▶ [GIVEN EXERCISE]: Return all the data below as it stands, minus the pictures.

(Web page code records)
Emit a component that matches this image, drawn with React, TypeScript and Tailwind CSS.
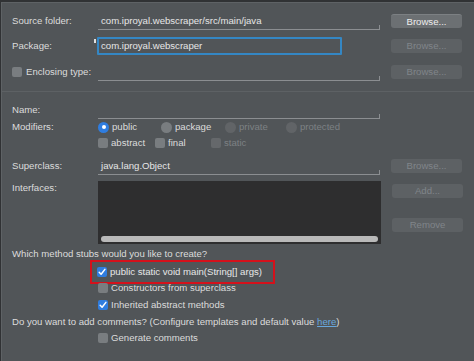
import React from "react";

const txt = "text-[#dcdcdc]";

function Field({ children, w = "w-[282px]" }: { children?: React.ReactNode; w?: string }) {
  return (
    <div className={`${w} h-[18px] flex items-end`}>
      <div className="flex-1 h-full flex items-center border-b border-[#8b8e91] pl-[3px] text-[#e6e6e6] whitespace-nowrap">{children}</div>
      <div className="w-px h-[5px] bg-[#8b8e91]" />
    </div>
  );
}

function Btn({ label, disabled }: { label: string; disabled?: boolean }) {
  return (
    <div
      className={`ml-[11px] w-[71px] h-[14px] rounded-[3px] flex items-center justify-center text-[9.6px] ${
        disabled ? "bg-[#5d6164] text-[#80858a]" : "bg-[#6c7073] text-[#eeeeee] border-t border-[#7c8083]"
      }`}
    >
      {label}
    </div>
  );
}

function Check({ checked, disabled }: { checked?: boolean; disabled?: boolean }) {
  if (checked)
    return (
      <div className="w-[10px] h-[10px] shrink-0 rounded-[2px] bg-[#2f7de0] flex items-center justify-center">
        <svg width="8" height="8" viewBox="0 0 8 8">
          <path d="M1.2 4.2 L3.1 6.2 L6.9 1.4" stroke="white" strokeWidth="1.5" fill="none" strokeLinecap="round" strokeLinejoin="round" />
        </svg>
      </div>
    );
  return <div className={`w-[10px] h-[10px] shrink-0 rounded-[2px] ${disabled ? "bg-[#65686b]" : "bg-[#797d80]"}`} />;
}

function Radio({ selected, disabled }: { selected?: boolean; disabled?: boolean }) {
  if (selected)
    return (
      <div className="w-[11px] h-[11px] shrink-0 rounded-full bg-[#2f7de0] flex items-center justify-center">
        <div className="w-[4px] h-[4px] rounded-full bg-white" />
      </div>
    );
  return <div className={`w-[11px] h-[11px] shrink-0 rounded-full ${disabled ? "bg-[#616467]" : "bg-[#797d80]"}`} />;
}

export default function App() {
  return (
    <div
      className={`w-[474px] h-[361px] bg-[#303234] overflow-hidden ${txt}`}
      style={{ fontFamily: '"Liberation Sans", Arial, sans-serif' }}
    >
      <div className="w-[480px] h-[370px] ml-[1px] mt-[2px] bg-[#515558] border-l border-t border-[#5e6265] text-[9.6px] leading-none whitespace-nowrap">
        {/* section 1 */}
        <div className="pt-[9px] pl-[10px]">
          <div className="flex items-center h-[18px]">
            <div className="w-[86px]">Source folder:</div>
            <Field>com.iproyal.webscraper/src/main/java</Field>
            <Btn label="Browse..." />
          </div>
          <div className="flex items-center h-[18px] mt-[7px]">
            <div className="w-[82px]">Package:</div>
            <div className="w-[3px] h-full relative">
              <span className="absolute left-0 top-[2px] w-[2px] h-[4px] bg-[#e0e0e0]" />
            </div>
            <div className="w-[245px] h-[18px] border-2 border-[#3487c4] rounded-[1px] flex items-center pl-[2px] text-[#e6e6e6]">
              com.iproyal.webscraper
            </div>
            <div className="w-[38px]" />
            <Btn label="Browse..." disabled />
          </div>
          <div className="flex items-center h-[18px] mt-[8px]">
            <div className="w-[86px] flex items-center gap-[4px]">
              <Check />
              <span>Enclosing type:</span>
            </div>
            <Field />
            <Btn label="Browse..." disabled />
          </div>
        </div>
        {/* separator */}
        <div className="mt-[10px] h-px bg-[#45484b] border-b border-[#5d6164] w-[474px]" />
        {/* section 2 */}
        <div className="pl-[10px] pt-[9px]">
          <div className="flex items-center h-[18px]">
            <div className="w-[86px]">Name:</div>
            <Field />
          </div>
          <div className="flex items-center h-[16px]">
            <div className="w-[86px]">Modifiers:</div>
            <div className="flex items-center">
              <div className="w-[63px] flex items-center gap-[3px]"><Radio selected /><span>public</span></div>
              <div className="w-[64px] flex items-center gap-[3px]"><Radio /><span>package</span></div>
              <div className="w-[61px] flex items-center gap-[3px] text-[#7d8184]"><Radio disabled /><span>private</span></div>
              <div className="flex items-center gap-[3px] text-[#7d8184]"><Radio disabled /><span>protected</span></div>
            </div>
          </div>
          <div className="flex items-center h-[16px]">
            <div className="w-[86px]" />
            <div className="flex items-center">
              <div className="w-[57px] flex items-center gap-[3px]"><Check /><span>abstract</span></div>
              <div className="w-[56px] flex items-center gap-[3px]"><Check /><span>final</span></div>
              <div className="flex items-center gap-[3px] text-[#7d8184]"><Check disabled /><span>static</span></div>
            </div>
          </div>
          <div className="flex items-center h-[18px] mt-[6px]">
            <div className="w-[86px]">Superclass:</div>
            <Field>java.lang.Object</Field>
            <Btn label="Browse..." disabled />
          </div>
          <div className="flex items-start mt-[6px]">
            <div className="w-[86px] pt-[2px]">Interfaces:</div>
            <div className="w-[283px] h-[63px] bg-[#2e2e2f] flex flex-col justify-end pb-[2px] px-[3px]">
              <div className="h-[6px] rounded-full bg-[#b9b9b9]" />
            </div>
            <div className="flex flex-col">
              <div className="mt-[3px]"><Btn label="Add..." disabled /></div>
              <div className="mt-[20px]"><Btn label="Remove" disabled /></div>
            </div>
          </div>
        </div>
        {/* section 3 */}
        <div className="pl-[10px] pt-[2px]">
          <div className="h-[16px] flex items-center">Which method stubs would you like to create?</div>
          <div className="ml-[78px] w-[185px] h-[24px] border-2 border-[#d4111b] flex items-center pl-[5px] gap-[3px] -mt-[2px]">
            <Check checked />
            <span className="text-[#e8e8e8]">public static void main(String[] args)</span>
          </div>
          <div className="ml-[86px] h-[16px] flex items-center gap-[3px] -mt-[4px]"><Check /><span>Constructors from superclass</span></div>
          <div className="ml-[86px] h-[17px] flex items-center gap-[3px]"><Check checked /><span>Inherited abstract methods</span></div>
          <div className="h-[17px] flex items-center">
            Do you want to add comments? (Configure templates and default value&nbsp;
            <span className="text-[#68a7dd] underline">here</span>)
          </div>
          <div className="ml-[86px] h-[16px] flex items-center gap-[3px]"><Check /><span>Generate comments</span></div>
        </div>
      </div>
    </div>
  );
}
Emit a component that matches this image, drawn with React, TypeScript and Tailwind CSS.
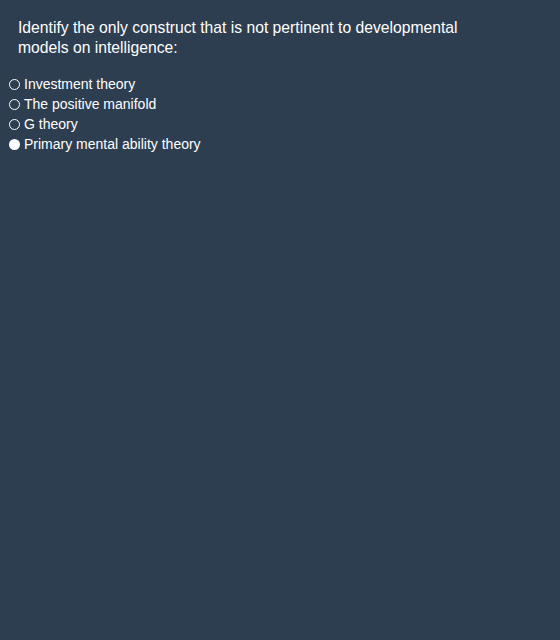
import React from "react";

const options = [
  { label: "Investment theory", checked: false },
  { label: "The positive manifold", checked: false },
  { label: "G theory", checked: false },
  { label: "Primary mental ability theory", checked: true },
];

export default function App() {
  return (
    <div className="w-[560px] h-[640px] bg-[#2d3e50] text-white font-['Liberation_Sans',Arial,sans-serif]">
      <div className="pt-[18px] pl-[18px] w-[480px] text-[15.7px] leading-[20px]">
        Identify the only construct that is not pertinent to developmental models on intelligence:
      </div>
      <div className="mt-[16px] pl-[9px] flex flex-col">
        {options.map((o) => (
          <div key={o.label} className="flex items-center h-[20px] text-[14px]">
            <span
              className={
                o.checked
                  ? "w-[11px] h-[11px] rounded-full bg-white"
                  : "w-[11px] h-[11px] rounded-full border border-white"
              }
            />
            <span className="ml-[4px]">{o.label}</span>
          </div>
        ))}
      </div>
    </div>
  );
}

▶ [RESULT OF THE TASK]:
Emit a component that matches this image, drawn with React, TypeScript and Tailwind CSS.
import React from "react";

const txt = "text-[#dcdcdc]";

function Field({ children, w = "w-[282px]" }: { children?: React.ReactNode; w?: string }) {
  return (
    <div className={`${w} h-[18px] flex items-end`}>
      <div className="flex-1 h-full flex items-center border-b border-[#8b8e91] pl-[3px] text-[#e6e6e6] whitespace-nowrap">{children}</div>
      <div className="w-px h-[5px] bg-[#8b8e91]" />
    </div>
  );
}

function Btn({ label, disabled }: { label: string; disabled?: boolean }) {
  return (
    <div
      className={`ml-[11px] w-[71px] h-[14px] rounded-[3px] flex items-center justify-center text-[9.6px] ${
        disabled ? "bg-[#5d6164] text-[#80858a]" : "bg-[#6c7073] text-[#eeeeee] border-t border-[#7c8083]"
      }`}
    >
      {label}
    </div>
  );
}

function Check({ checked, disabled }: { checked?: boolean; disabled?: boolean }) {
  if (checked)
    return (
      <div className="w-[10px] h-[10px] shrink-0 rounded-[2px] bg-[#2f7de0] flex items-center justify-center">
        <svg width="8" height="8" viewBox="0 0 8 8">
          <path d="M1.2 4.2 L3.1 6.2 L6.9 1.4" stroke="white" strokeWidth="1.5" fill="none" strokeLinecap="round" strokeLinejoin="round" />
        </svg>
      </div>
    );
  return <div className={`w-[10px] h-[10px] shrink-0 rounded-[2px] ${disabled ? "bg-[#65686b]" : "bg-[#797d80]"}`} />;
}

function Radio({ selected, disabled }: { selected?: boolean; disabled?: boolean }) {
  if (selected)
    return (
      <div className="w-[11px] h-[11px] shrink-0 rounded-full bg-[#2f7de0] flex items-center justify-center">
        <div className="w-[4px] h-[4px] rounded-full bg-white" />
      </div>
    );
  return <div className={`w-[11px] h-[11px] shrink-0 rounded-full ${disabled ? "bg-[#616467]" : "bg-[#797d80]"}`} />;
}

export default function App() {
  return (
    <div
      className={`w-[474px] h-[361px] bg-[#303234] overflow-hidden ${txt}`}
      style={{ fontFamily: '"Liberation Sans", Arial, sans-serif' }}
    >
      <div className="w-[480px] h-[370px] ml-[1px] mt-[2px] bg-[#515558] border-l border-t border-[#5e6265] text-[9.6px] leading-none whitespace-nowrap">
        {/* section 1 */}
        <div className="pt-[9px] pl-[10px]">
          <div className="flex items-center h-[18px]">
            <div className="w-[86px]">Source folder:</div>
            <Field>com.iproyal.webscraper/src/main/java</Field>
            <Btn label="Browse..." />
          </div>
          <div className="flex items-center h-[18px] mt-[7px]">
            <div className="w-[82px]">Package:</div>
            <div className="w-[3px] h-full relative">
              <span className="absolute left-0 top-[2px] w-[2px] h-[4px] bg-[#e0e0e0]" />
            </div>
            <div className="w-[245px] h-[18px] border-2 border-[#3487c4] rounded-[1px] flex items-center pl-[2px] text-[#e6e6e6]">
              com.iproyal.webscraper
            </div>
            <div className="w-[38px]" />
            <Btn label="Browse..." disabled />
          </div>
          <div className="flex items-center h-[18px] mt-[8px]">
            <div className="w-[86px] flex items-center gap-[4px]">
              <Check />
              <span>Enclosing type:</span>
            </div>
            <Field />
            <Btn label="Browse..." disabled />
          </div>
        </div>
        {/* separator */}
        <div className="mt-[10px] h-px bg-[#45484b] border-b border-[#5d6164] w-[474px]" />
        {/* section 2 */}
        <div className="pl-[10px] pt-[9px]">
          <div className="flex items-center h-[18px]">
            <div className="w-[86px]">Name:</div>
            <Field />
          </div>
          <div className="flex items-center h-[16px]">
            <div className="w-[86px]">Modifiers:</div>
            <div className="flex items-center">
              <div className="w-[63px] flex items-center gap-[3px]"><Radio selected /><span>public</span></div>
              <div className="w-[64px] flex items-center gap-[3px]"><Radio /><span>package</span></div>
              <div className="w-[61px] flex items-center gap-[3px] text-[#7d8184]"><Radio disabled /><span>private</span></div>
              <div className="flex items-center gap-[3px] text-[#7d8184]"><Radio disabled /><span>protected</span></div>
            </div>
          </div>
          <div className="flex items-center h-[16px]">
            <div className="w-[86px]" />
            <div className="flex items-center">
              <div className="w-[57px] flex items-center gap-[3px]"><Check /><span>abstract</span></div>
              <div className="w-[56px] flex items-center gap-[3px]"><Check /><span>final</span></div>
              <div className="flex items-center gap-[3px] text-[#7d8184]"><Check disabled /><span>static</span></div>
            </div>
          </div>
          <div className="flex items-center h-[18px] mt-[6px]">
            <div className="w-[86px]">Superclass:</div>
            <Field>java.lang.Object</Field>
            <Btn label="Browse..." disabled />
          </div>
          <div className="flex items-start mt-[6px]">
            <div className="w-[86px] pt-[2px]">Interfaces:</div>
            <div className="w-[283px] h-[63px] bg-[#2e2e2f] flex flex-col justify-end pb-[2px] px-[3px]">
              <div className="h-[6px] rounded-full bg-[#b9b9b9]" />
            </div>
            <div className="flex flex-col">
              <div className="mt-[3px]"><Btn label="Add..." disabled /></div>
              <div className="mt-[20px]"><Btn label="Remove" disabled /></div>
            </div>
          </div>
        </div>
        {/* section 3 */}
        <div className="pl-[10px] pt-[2px]">
          <div className="h-[16px] flex items-center">Which method stubs would you like to create?</div>
          <div className="ml-[78px] w-[185px] h-[24px] border-2 border-[#d4111b] flex items-center pl-[5px] gap-[3px] -mt-[2px]">
            <Check checked />
            <span className="text-[#e8e8e8]">public static void main(String[] args)</span>
          </div>
          <div className="ml-[86px] h-[16px] flex items-center gap-[3px] -mt-[4px]"><Check /><span>Constructors from superclass</span></div>
          <div className="ml-[86px] h-[17px] flex items-center gap-[3px]"><Check checked /><span>Inherited abstract methods</span></div>
          <div className="h-[17px] flex items-center">
            Do you want to add comments? (Configure templates and default value&nbsp;
            <span className="text-[#68a7dd] underline">here</span>)
          </div>
          <div className="ml-[86px] h-[16px] flex items-center gap-[3px]"><Check /><span>Generate comments</span></div>
        </div>
      </div>
    </div>
  );
}
Emit a component that matches this image, drawn with React, TypeScript and Tailwind CSS.
import React from "react";

const options = [
  { label: "Investment theory", checked: false },
  { label: "The positive manifold", checked: false },
  { label: "G theory", checked: false },
  { label: "Primary mental ability theory", checked: true },
];

export default function App() {
  return (
    <div className="w-[560px] h-[640px] bg-[#2d3e50] text-white font-['Liberation_Sans',Arial,sans-serif]">
      <div className="pt-[18px] pl-[18px] w-[480px] text-[15.7px] leading-[20px]">
        Identify the only construct that is not pertinent to developmental models on intelligence:
      </div>
      <div className="mt-[16px] pl-[9px] flex flex-col">
        {options.map((o) => (
          <div key={o.label} className="flex items-center h-[20px] text-[14px]">
            <span
              className={
                o.checked
                  ? "w-[11px] h-[11px] rounded-full bg-white"
                  : "w-[11px] h-[11px] rounded-full border border-white"
              }
            />
            <span className="ml-[4px]">{o.label}</span>
          </div>
        ))}
      </div>
    </div>
  );
}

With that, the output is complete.